Geçen sene İsviçre Alplerine gitmiştim. Bu güzergahtaki köylerimizin İsviçre'nin köylerinden nerdeyse çok farkları kalmamış.
Bütün güzergah boyunca çok sayıda devasa hayvan çiftlikleri gördüm.
Aksaray’dan Sivas’a kadar tarlalara, ilk kez Finlandiya'da görüp imrendiğim, paketlenmiş saman-ot balyaları istiflenmişti. Şu farkla; hacim olarak bizimkilerin yanında Finlandiya’dakiler minyatür gibiydi.
40 yıl önce Tercan’a tabiatın tadını çıkara çıkara, her taşı, her ırmağı, her ağacı dolana dolana gitmiş tabiatın tadına varmıştım. Fırat öylesine çağlayarak akıyordu ki, otobüsün sesi duyulmuyordu. Otobüsün önünden bir ayı, bir müddet sonra da kurt geçmişti.
Bu kez, 1000 km boyunca yollar uçak pisti gibiydi, araziyi adeta uçarak geçiyorsunuz. Yol tabiatla bağlantınıza, yakınlaşmanıza fırsat vermiyor.
Sivas, Erzincan, Erzurum cıvıl cıvıl, pırıl pırıl canlı, bakımlı şehirler. Belediyeler çok iyi çalışmış.
Tek sorun otopark. Belediyeler otopark konusunda çaresiz kalmışlar. Otoparkın sorun olması bir anlamda vatandaşın alım gücünü yansıtıyor. Ancak otopark acilen sorun olmaktan çıkarılmalı.

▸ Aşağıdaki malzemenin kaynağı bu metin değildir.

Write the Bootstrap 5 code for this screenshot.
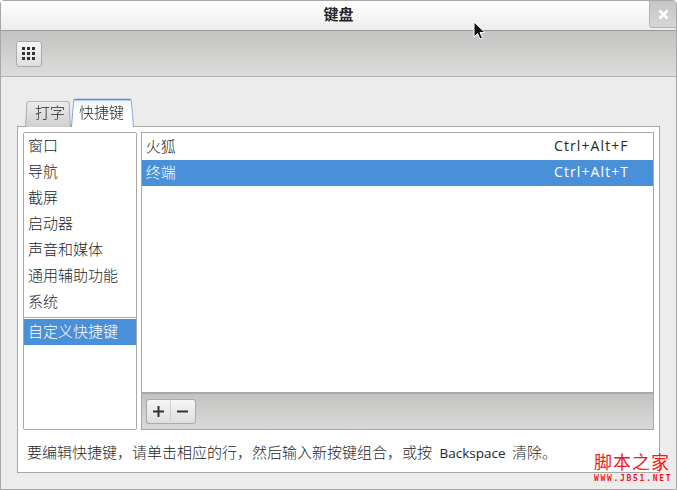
<!DOCTYPE html>
<html lang="zh">
<head>
  <meta charset="UTF-8">
  <title>键盘</title>
  <link href="https://cdn.jsdelivr.net/npm/bootstrap@5.3.0/dist/css/bootstrap.min.css" rel="stylesheet">
  <style>
    html, body { width: 677px; height: 490px; overflow: hidden; }
    body { font-family: "Open Sans", "Noto Sans CJK SC", sans-serif; font-size: 15px; font-weight: 300; color: #23272a; background: #fff; }
    .win { position: relative; width: 677px; height: 490px; background: #ececec; border: 1px solid #a8a8a8; border-top-left-radius: 4px; border-top-right-radius: 4px; }
    .win-title { height: 30px; background: linear-gradient(#ffffff, #ececec); border-bottom: 1px solid #9a9a9a; font-weight: 700; line-height: 27px; }
    .win-close { position: absolute; top: 0; right: 0; width: 27px; height: 27px; background: linear-gradient(#c6c7c5, #d6d7d5); border-left: 1px solid #b4b4b4; border-bottom: 1px solid #b4b4b4; border-bottom-left-radius: 4px; }
    .win-bar { height: 46px; padding: 10px 15px; background: linear-gradient(#c2c4c1, #dcdddb); border-bottom: 1px solid #b0b2af; }
    .grid-btn { width: 26px; height: 26px; padding: 0; border: 1px solid #a9aba8; border-radius: 3px; background: linear-gradient(#f6f6f6, #dededd); }
    .tab-zone { padding: 20px 16px 0; }
    .tab-row { height: 30px; padding-left: 8px; margin-bottom: -1px; position: relative; z-index: 1; align-items: flex-end; }
    .tab-off, .tab-on { position: relative; text-align: center; z-index: 0; }
    .tab-off::before, .tab-on::before { content: ""; position: absolute; inset: 0; z-index: -1; border: 1px solid #a8a8a8; border-bottom: 0; border-radius: 3px 3px 0 0; transform-origin: bottom; transform: perspective(60px) rotateX(9deg); }
    .tab-off { width: 46px; height: 28px; line-height: 26px; padding-left: 4px; }
    .tab-off::before { background: linear-gradient(#ececec, #cfd0ce); }
    .tab-on { width: 63px; height: 31px; line-height: 32px; padding-right: 2px; }
    .tab-on::before { border-top: 2px solid #4a90d9; border-left-color: #7fa9d6; border-right-color: #7fa9d6; background: linear-gradient(#f2f2f2, #ffffff 45%); }
    .sheet { width: 643px; height: 347px; padding: 5px; background: #fff; border: 1px solid #a8a8a8; }
    .side-box { width: 114px; height: 298px; border: 1px solid #a8a8a8; border-radius: 2px; }
    .side-row { height: 26px; line-height: 24px; padding-left: 4px; }
    .side-rule { height: 1px; margin: 2px 0 1px; background: #a8a8a8; }
    .row-sel { background: #4a90d9; color: #fff; }
    .main-box { width: 514px; height: 298px; margin-left: 4px; border: 1px solid #a8a8a8; }
    .key-list { height: 259px; padding-top: 1px; }
    .key-row { height: 26px; line-height: 24px; padding: 0 24px 0 4px; }
    .key-name { font-size: 14px; font-weight: 400; letter-spacing: 1.1px; width: 75px; }
    .key-bar { height: 37px; padding: 5px 4px; background: linear-gradient(#c2c4c1, #d9dad8); border-top: 2px solid #a8a8a8; }
    .pm-btn { width: 25px; height: 25px; padding: 0; border: 1px solid #a9aba8; background: linear-gradient(#f6f6f6, #dededd); color: #2e3436; }
    .pm-btn.first { border-radius: 3px 0 0 3px; border-right: 1px solid #cfcfcf; }
    .pm-btn.last { border-radius: 0 3px 3px 0; border-left: 0; }
    .hint { padding: 12px 0 0 4px; line-height: 20px; white-space: nowrap; }
    .hint-lat { font-size: 13.5px; font-weight: 400; margin: 0 3px 0 4px; }
    .mark-cn { position: absolute; left: 593px; top: 451px; color: #f01820; font-size: 18px; font-weight: 400; line-height: 20px; letter-spacing: 1px; }
    .mark-url { position: absolute; left: 593px; top: 473px; color: #f01820; font-family: "DejaVu Sans Mono", monospace; font-size: 8px; line-height: 10px; font-weight: 700; letter-spacing: 1.7px; }
    .cursor { position: absolute; left: 472px; top: 20px; }
  </style>
</head>
<body>
  <div class="win">
    <div class="win-title text-center">键盘</div>
    <div class="win-close d-flex align-items-center justify-content-center">
      <svg width="11" height="11" viewBox="0 0 11 11"><path d="M1.5 1.5l8 8M9.5 1.5l-8 8" stroke="#fff" stroke-width="2.6" fill="none"/></svg>
    </div>
    <div class="win-bar">
      <button class="grid-btn d-flex align-items-center justify-content-center" type="button">
        <svg width="14" height="14" viewBox="0 0 14 14" fill="#333">
          <rect x="0" y="0" width="3" height="3"/><rect x="5" y="0" width="3" height="3"/><rect x="10" y="0" width="3" height="3"/>
          <rect x="0" y="5" width="3" height="3"/><rect x="5" y="5" width="3" height="3"/><rect x="10" y="5" width="3" height="3"/>
          <rect x="0" y="10" width="3" height="3"/><rect x="5" y="10" width="3" height="3"/><rect x="10" y="10" width="3" height="3"/>
        </svg>
      </button>
    </div>
    <div class="tab-zone">
      <div class="tab-row d-flex">
        <div class="tab-off">打字</div>
        <div class="tab-on">快捷键</div>
      </div>
      <div class="sheet">
        <div class="d-flex">
          <div class="side-box">
            <div class="side-row">窗口</div>
            <div class="side-row">导航</div>
            <div class="side-row">截屏</div>
            <div class="side-row">启动器</div>
            <div class="side-row">声音和媒体</div>
            <div class="side-row">通用辅助功能</div>
            <div class="side-row">系统</div>
            <div class="side-rule"></div>
            <div class="side-row row-sel">自定义快捷键</div>
          </div>
          <div class="main-box d-flex flex-column">
            <div class="key-list">
              <div class="key-row d-flex justify-content-between"><span>火狐</span><span class="key-name">Ctrl+Alt+F</span></div>
              <div class="key-row row-sel d-flex justify-content-between"><span>终端</span><span class="key-name">Ctrl+Alt+T</span></div>
            </div>
            <div class="key-bar d-flex">
              <button class="pm-btn first d-flex align-items-center justify-content-center" type="button">
                <svg width="11" height="11" viewBox="0 0 11 11"><path d="M5.5 0v11M0 5.5h11" stroke="#2e3436" stroke-width="2"/></svg>
              </button>
              <button class="pm-btn last d-flex align-items-center justify-content-center" type="button">
                <svg width="11" height="11" viewBox="0 0 11 11"><path d="M0 5.5h11" stroke="#2e3436" stroke-width="2"/></svg>
              </button>
            </div>
          </div>
        </div>
        <div class="hint">要编辑快捷键，请单击相应的行，然后输入新按键组合，或按<span class="hint-lat"> Backspace </span>清除。</div>
      </div>
    </div>
    <svg class="cursor" width="14" height="20" viewBox="0 0 14 20"><path d="M1 1v15l3.5-3.5 2.5 5.5 2.5-1-2.5-5.5h5z" fill="#111" stroke="#fff" stroke-width="1"/></svg>
    <div class="mark-cn">脚本之家</div>
    <div class="mark-url">WWW.JB51.NET</div>
  </div>
  <script src="https://cdn.jsdelivr.net/npm/bootstrap@5.3.0/dist/js/bootstrap.bundle.min.js"></script>
</body>
</html>
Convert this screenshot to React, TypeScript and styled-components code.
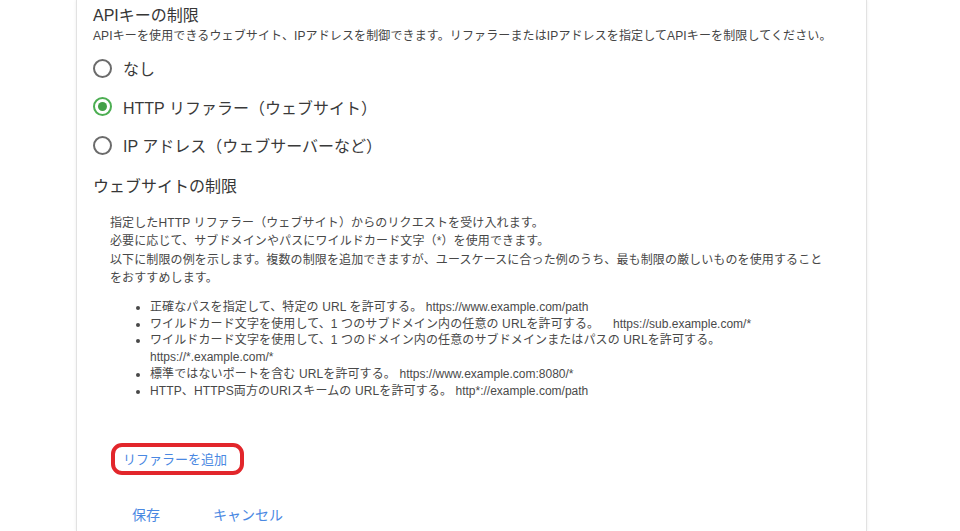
import React from "react";
import styled, { createGlobalStyle } from "styled-components";

const GlobalStyle = createGlobalStyle`
  html, body {
    margin: 0;
    padding: 0;
    background: #ffffff;
  }
  body {
    font-family: "Liberation Sans", Arial, "Noto Sans CJK JP", sans-serif;
    color: #333333;
  }
`;

const Page = styled.div`
  min-height: 100vh;
  padding-left: 76px;
`;

const Card = styled.section`
  box-sizing: border-box;
  width: 791px;
  min-height: 100vh;
  padding: 6px 16px 0 16px;
  background: #ffffff;
  border-left: 1px solid #e2e2e2;
  border-right: 1px solid #e2e2e2;
  box-shadow: 0 0 3px rgba(0, 0, 0, 0.08);
  display: flex;
  flex-direction: column;
`;

const Heading = styled.h2<{ $gap?: number }>`
  margin: ${(p) => p.$gap ?? 0}px 0 0 0;
  font-size: 16px;
  line-height: 20px;
  font-weight: normal;
  color: #363636;
`;

const Subtitle = styled.p`
  margin: 2px 0 0 0;
  font-size: 12px;
  line-height: 16px;
  letter-spacing: 0.12px;
  color: #444444;
  white-space: nowrap;
`;

const RadioGroup = styled.div`
  margin-top: 5px;
  display: flex;
  flex-direction: column;
`;

const RadioRow = styled.label`
  height: 38.5px;
  display: flex;
  align-items: center;
  gap: 11px;
  font-size: 16px;
  color: #3a3a3a;
  cursor: pointer;
`;

const RadioCircle = styled.span<{ $checked?: boolean }>`
  box-sizing: border-box;
  width: 19px;
  height: 19px;
  border-radius: 50%;
  border: 2px solid ${(p) => (p.$checked ? "#4cae52" : "#6b6b6b")};
  display: flex;
  align-items: center;
  justify-content: center;
  flex-shrink: 0;

  &::after {
    content: "";
    display: ${(p) => (p.$checked ? "block" : "none")};
    width: 9px;
    height: 9px;
    border-radius: 50%;
    background: #43a047;
  }
`;

const Description = styled.div`
  margin: 17px 0 0 17px;
  width: 716px;
  font-size: 12px;
  line-height: 18.6px;
  letter-spacing: 0.12px;
  color: #484848;
`;

const Examples = styled.ul`
  margin: 11px 0 0 0;
  padding-left: 40px;
  font-size: 12px;
  line-height: 16.8px;
  color: #484848;
  list-style: disc;
`;

const Url = styled.span`
  color: #4a4a4a;
  letter-spacing: 0;
`;

const Highlight = styled.span`
  margin: 43px 0 0 18px;
  align-self: flex-start;
  border: 4px solid #e2262b;
  border-radius: 11px;
  padding: 3px 13px 3px 8px;
`;

const LinkButton = styled.button<{ $size?: number }>`
  background: none;
  border: none;
  padding: 0;
  font-family: inherit;
  font-size: ${(p) => p.$size ?? 13}px;
  line-height: 17px;
  color: #4a88e2;
  cursor: pointer;
`;

const Actions = styled.div`
  margin: 31px 0 0 39px;
  display: flex;
  align-items: center;
  gap: 53px;
  height: 20px;
`;

const options = [
  { label: "なし", checked: false },
  { label: "HTTP リファラー（ウェブサイト）", checked: true },
  { label: "IP アドレス（ウェブサーバーなど）", checked: false },
];

export default function App() {
  return (
    <>
      <GlobalStyle />
      <Page>
        <Card>
          <Heading>APIキーの制限</Heading>
          <Subtitle>
            APIキーを使用できるウェブサイト、IPアドレスを制御できます。リファラーまたはIPアドレスを指定してAPIキーを制限してください。
          </Subtitle>
          <RadioGroup>
            {options.map((o) => (
              <RadioRow key={o.label}>
                <RadioCircle $checked={o.checked} />
                {o.label}
              </RadioRow>
            ))}
          </RadioGroup>
          <Heading $gap={12}>ウェブサイトの制限</Heading>
          <Description>
            指定したHTTP リファラー（ウェブサイト）からのリクエストを受け入れます。
            <br />
            必要に応じて、サブドメインやパスにワイルドカード文字（*）を使用できます。
            <br />
            以下に制限の例を示します。複数の制限を追加できますが、ユースケースに合った例のうち、最も制限の厳しいものを使用すること
            <br />
            をおすすめします。
            <Examples>
              <li>
                正確なパスを指定して、特定の URL を許可する。{" "}
                <Url>https://www.example.com/path</Url>
              </li>
              <li>
                ワイルドカード文字を使用して、1 つのサブドメイン内の任意の URLを許可する。
                {"\u00a0\u00a0\u00a0\u00a0"}
                <Url>https://sub.example.com/*</Url>
              </li>
              <li>
                ワイルドカード文字を使用して、1 つのドメイン内の任意のサブドメインまたはパスの URLを許可する。
                <br />
                <Url>https://*.example.com/*</Url>
              </li>
              <li>
                標準ではないポートを含む URLを許可する。{" "}
                <Url>https://www.example.com:8080/*</Url>
              </li>
              <li>
                HTTP、HTTPS両方のURIスキームの URLを許可する。{" "}
                <Url>http*://example.com/path</Url>
              </li>
            </Examples>
          </Description>
          <Highlight>
            <LinkButton>リファラーを追加</LinkButton>
          </Highlight>
          <Actions>
            <LinkButton $size={14}>保存</LinkButton>
            <LinkButton $size={14}>キャンセル</LinkButton>
          </Actions>
        </Card>
      </Page>
    </>
  );
}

Yol boyu tarlalarda tek poşet görmedim, diyebilirim. Bu benim gelişmişlik ölçüm. Bu bakımdan yöre insanlarımızı tebrik ediyorum.
Tercan'a, modern, şık, pırıl pırıl, eskisine oranla devasa bir hastane yapılmış.
Ben 39 yıl önce gittiğimde o zamanki hastanenin memur odaları haricinde ışıkları yanmıyordu. Kişisel gayretimle ampul alınıp, eksikler tamamlanıp aydınlanma sorunu çözülmüş, bir miktar hasta da yatırmıştık.
O zamanlar, elektrik sık sık kesildiğinden aşıların bozulmaması için buzdolapları tüp gazla çalıştırılıyordu.
Bu kez Tercan'da konutlara doğalgaz bağlanmakta olduğunu gördüm.